An Interview with Paul Munsen of Global Sun Ovens and Some Good Tips on How to Use a Solar Oven.


As a result of last Saturday’s Solar Cook Off, I spent some time this morning talking to Paul Munsen of Global Sun Ovens.  My initial reason for talking to him was that I wanted to find out the difference between the older Global Sun ovens and the new All American Global Sun oven.
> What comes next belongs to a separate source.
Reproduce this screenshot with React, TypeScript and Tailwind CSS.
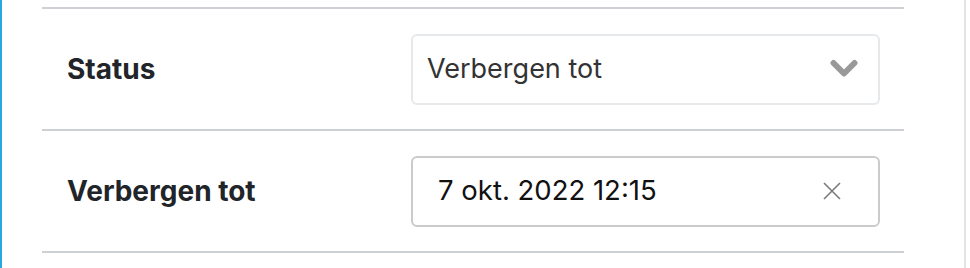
import React from 'react';

function Chevron() {
  return (
    <svg width="28" height="20" viewBox="0 0 28 20" fill="none">
      <polyline
        points="3.5,4 14,14.5 24.5,4"
        stroke="#999999"
        strokeWidth="6"
        strokeLinecap="round"
        strokeLinejoin="round"
      />
    </svg>
  );
}

function Cross() {
  return (
    <svg width="18" height="18" viewBox="0 0 18 18" fill="none">
      <path d="M1 1L17 17M17 1L1 17" stroke="#7a7a7a" strokeWidth="1.6" />
    </svg>
  );
}

function Row({ label, children }: { label: string; children: React.ReactNode }) {
  return (
    <div className="flex h-[122px] items-center border-b-2 border-[#cdd1d5]">
      <div className="w-[369px] pl-[25px] text-[28px] font-bold text-[#212529]">{label}</div>
      <div className="flex-1 pr-[24px]">{children}</div>
    </div>
  );
}

export default function App() {
  return (
    <div
      className="flex h-[268px] w-[970px] bg-white"
      style={{ fontFamily: 'Inter, "Noto Sans", sans-serif' }}
    >
      <div className="w-[2px] bg-[#29a9e1]" />
      <div className="w-[40px]" />
      <div className="w-[862px] pt-[7px]">
        <div className="border-t-2 border-[#cdd1d5]">
          <Row label="Status">
            <div className="flex h-[71px] items-center justify-between rounded-[6px] border-2 border-[#e6e9ec] pl-[14px] pr-[20px] text-[27px] text-[#333333]">
              <span>Verbergen tot</span>
              <Chevron />
            </div>
          </Row>
          <Row label="Verbergen tot">
            <div className="flex h-[71px] items-center justify-between rounded-[6px] border-2 border-[#cbcbcb] pl-[25px] pr-[37px] text-[27.5px] text-[#111111]">
              <span>7 okt. 2022 12:15</span>
              <Cross />
            </div>
          </Row>
        </div>
      </div>
      <div className="w-[60px]" />
      <div className="w-[2px] bg-[#e1e3e6]" />
    </div>
  );
}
There was one at the cook off and it reached a bit higher temperatures than the older models.  However, we ended up talking about all types of solar cooking and this led to some good tips on how to best utilize a solar oven.

Paul said that the glass used in the new All American Global Sun Oven is a low iron glass that blocks less of the sun’s rays and is 25% thicker than on the older models.  Other differences include a sighting system that helps you align the oven with the sun.  The interior of the new Sun oven is 20% larger than the older models; this allows you to use a 9 x 12 inch pan.
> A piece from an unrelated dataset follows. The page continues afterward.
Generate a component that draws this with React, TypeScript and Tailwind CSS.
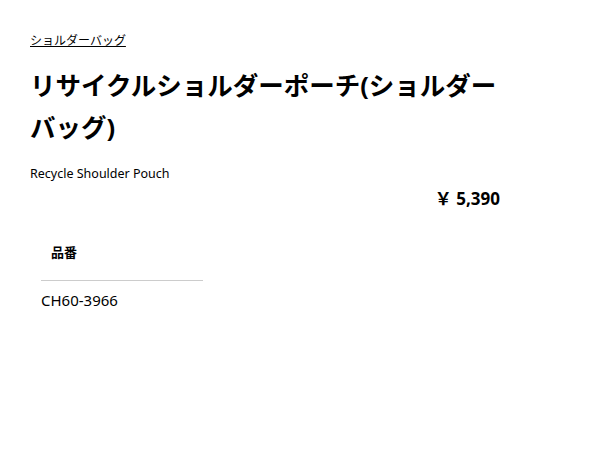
import React from "react";

export default function App() {
  return (
    <div className="w-[600px] h-[450px] bg-white text-black" style={{ fontFamily: '"Noto Sans", "Noto Sans CJK JP", sans-serif' }}>
      <div className="w-[470px] ml-[30px] pt-[33px]">
        <a className="text-[12px] leading-[16px] underline block">ショルダーバッグ</a>
        <h1 className="mt-[15px] text-[25.5px] font-bold leading-[42px]">リサイクルショルダーポーチ(ショルダーバッグ)</h1>
        <p className="mt-[18px] text-[12.5px] leading-[16px]">Recycle Shoulder Pouch</p>
        <div className="mt-[5px] text-right text-[17px] font-bold leading-[24px]">￥&nbsp;5,390</div>
        <div className="mt-[22px] ml-[11px] w-[162px]">
          <div className="px-[10px] pt-[10px] pb-[19px] text-[13px] font-bold leading-[18px] border-b border-[#cccccc]">品番</div>
          <div className="pt-[9px] text-[15px] leading-[20px]">CH60-3966</div>
        </div>
      </div>
    </div>
  );
}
The self-adjusting rack on the inside has been changed to allow it to be taken down and folded to use as a trivet to accommodate different sizes and shapes of pans.

Tips on using Solar Ovens

Many of these ideas came from my conversation with Paul and all will work in the Sun oven, but with a bit of ingenuity many of them could be used in the majority of solar ovens.
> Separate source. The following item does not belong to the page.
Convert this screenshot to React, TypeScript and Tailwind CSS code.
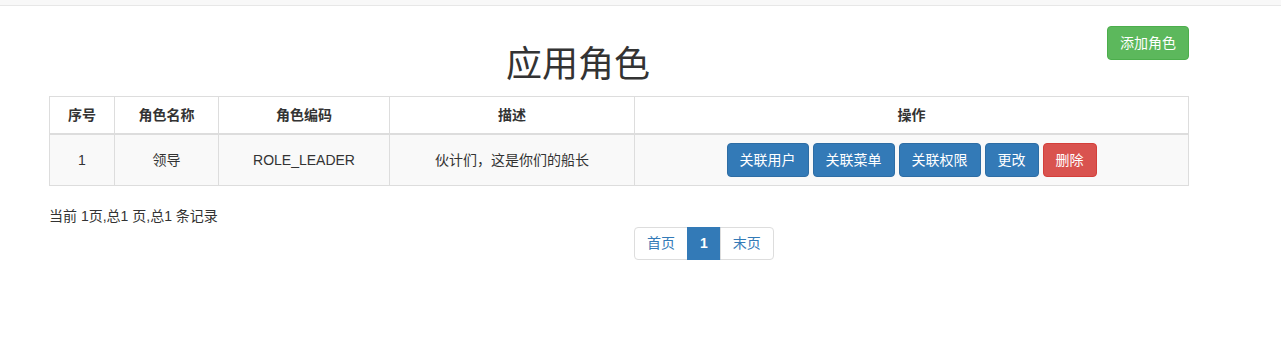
import React from "react";

const font = "font-['Liberation_Sans','Noto_Sans_CJK_SC',sans-serif]";

const actions = [
  { label: "关联用户", danger: false },
  { label: "关联菜单", danger: false },
  { label: "关联权限", danger: false },
  { label: "更改", danger: false },
  { label: "删除", danger: true },
];

export default function App() {
  return (
    <div className={`${font} min-h-[363px] bg-white text-[14px] leading-[20px] text-[#333]`}>
      <div className="h-[6px] border-b border-[#e7e7e7] bg-[#f8f8f8]" />
      <div className="ml-[49px] w-[1140px]">
        <div className="flex items-start pt-[20px]">
          <h1 className="mt-[19px] flex-1 text-center text-[36px] leading-[40px] font-normal text-[#333]">
            应用角色
          </h1>
          <button className="h-[34px] rounded-[4px] border border-[#4cae4c] bg-[#5cb85c] px-[12px] text-[14px] text-white">
            添加角色
          </button>
        </div>

        <table className="mt-[11px] w-full border-collapse border border-[#ddd] text-center">
          <thead>
            <tr>
              <th className="w-[65px] border border-b-2 border-[#ddd] p-[8px] font-bold">序号</th>
              <th className="w-[104px] border border-b-2 border-[#ddd] p-[8px] font-bold">角色名称</th>
              <th className="w-[171px] border border-b-2 border-[#ddd] p-[8px] font-bold">角色编码</th>
              <th className="w-[245px] border border-b-2 border-[#ddd] p-[8px] font-bold">描述</th>
              <th className="border border-b-2 border-[#ddd] p-[8px] font-bold">操作</th>
            </tr>
          </thead>
          <tbody>
            <tr className="bg-[#f9f9f9]">
              <td className="border border-[#ddd] p-[8px] align-middle">1</td>
              <td className="border border-[#ddd] p-[8px] align-middle">领导</td>
              <td className="border border-[#ddd] p-[8px] align-middle">ROLE_LEADER</td>
              <td className="border border-[#ddd] p-[8px] align-middle">伙计们，这是你们的船长</td>
              <td className="border border-[#ddd] p-[8px] align-middle">
                <div className="flex justify-center gap-[4px]">
                  {actions.map((a) => (
                    <button
                      key={a.label}
                      className={
                        a.danger
                          ? "h-[34px] rounded-[4px] border border-[#d43f3a] bg-[#d9534f] px-[12px] text-white"
                          : "h-[34px] rounded-[4px] border border-[#2e6da4] bg-[#337ab7] px-[12px] text-white"
                      }
                    >
                      {a.label}
                    </button>
                  ))}
                </div>
              </td>
            </tr>
          </tbody>
        </table>

        <div className="mt-[20px]">当前 1页,总1 页,总1 条记录</div>

        <div className="ml-[585px] mt-[1px] flex">
          <span className="h-[33px] rounded-l-[4px] border border-[#ddd] bg-white px-[12px] py-[5px] text-[#337ab7]">
            首页
          </span>
          <span className="-ml-px h-[33px] border border-[#337ab7] bg-[#337ab7] px-[12px] py-[5px] font-bold text-white">
            1
          </span>
          <span className="-ml-px h-[33px] rounded-r-[4px] border border-[#ddd] bg-white px-[12px] py-[5px] text-[#337ab7]">
            末页
          </span>
        </div>
      </div>
    </div>
  );
}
Eggs can be hard-boiled without the use of water and fresh eggs will be easier to peel.  Just put the eggs in the oven and close the cover.

We use a lot of Graniteware in our oven and love it.  But Paul suggested if you have to use a stainless steel or other shiny pan to place a dark cloth over it to keep from reflecting the sun.

The instructions on most freeze-dried or dehydrated foods tell you to add boiling water to rehydrate them.  If you are using a solar oven, add 1/3 less water at ambient temperatures instead of boiling.  Insert the food in the solar oven and let it heat up.  This will rehydrate the food with the use of less water and just the sun for fuel.

The Sun Oven is well insulated and can be used as a Wonder Oven by placing hot food inside, closing the lid and the reflectors.  I haven’t tried this yet, but Paul says it works well.

A 3 lb chicken will cook in about 1 ½ hours if you refocus the oven every ½ hour.

Paul says that he has cooked up to an 18 lb turkey in the older Sun ovens in about 5 to 6 hours.  To do this you have to take the self-leveling rack out and you put the turkey in a roasting bag and set it on a trivet so that the air can circulate on all sides of the bag.  He says the turkey comes out moist and tender and you can’t overcook it.

I asked Paul about the problem of condensation forming on the glass.  He said in his experience that if the condensations forms late in the cooking from bottom to top, check your food it is probably done.  If it forms early, open your stove and quickly wipe it off.  The loss of heat from opening the door will be less than the loss of heat caused by the condensation.

We have been able to cook all types of food in the various solar ovens that we have used, but I must say that while they all have worked, the Sun oven is more user friendly and seems to achieve higher temperatures.

But whatever type of solar oven you have, get out and use it.  They will do anything your gas or electric oven will do with a bit of improvising.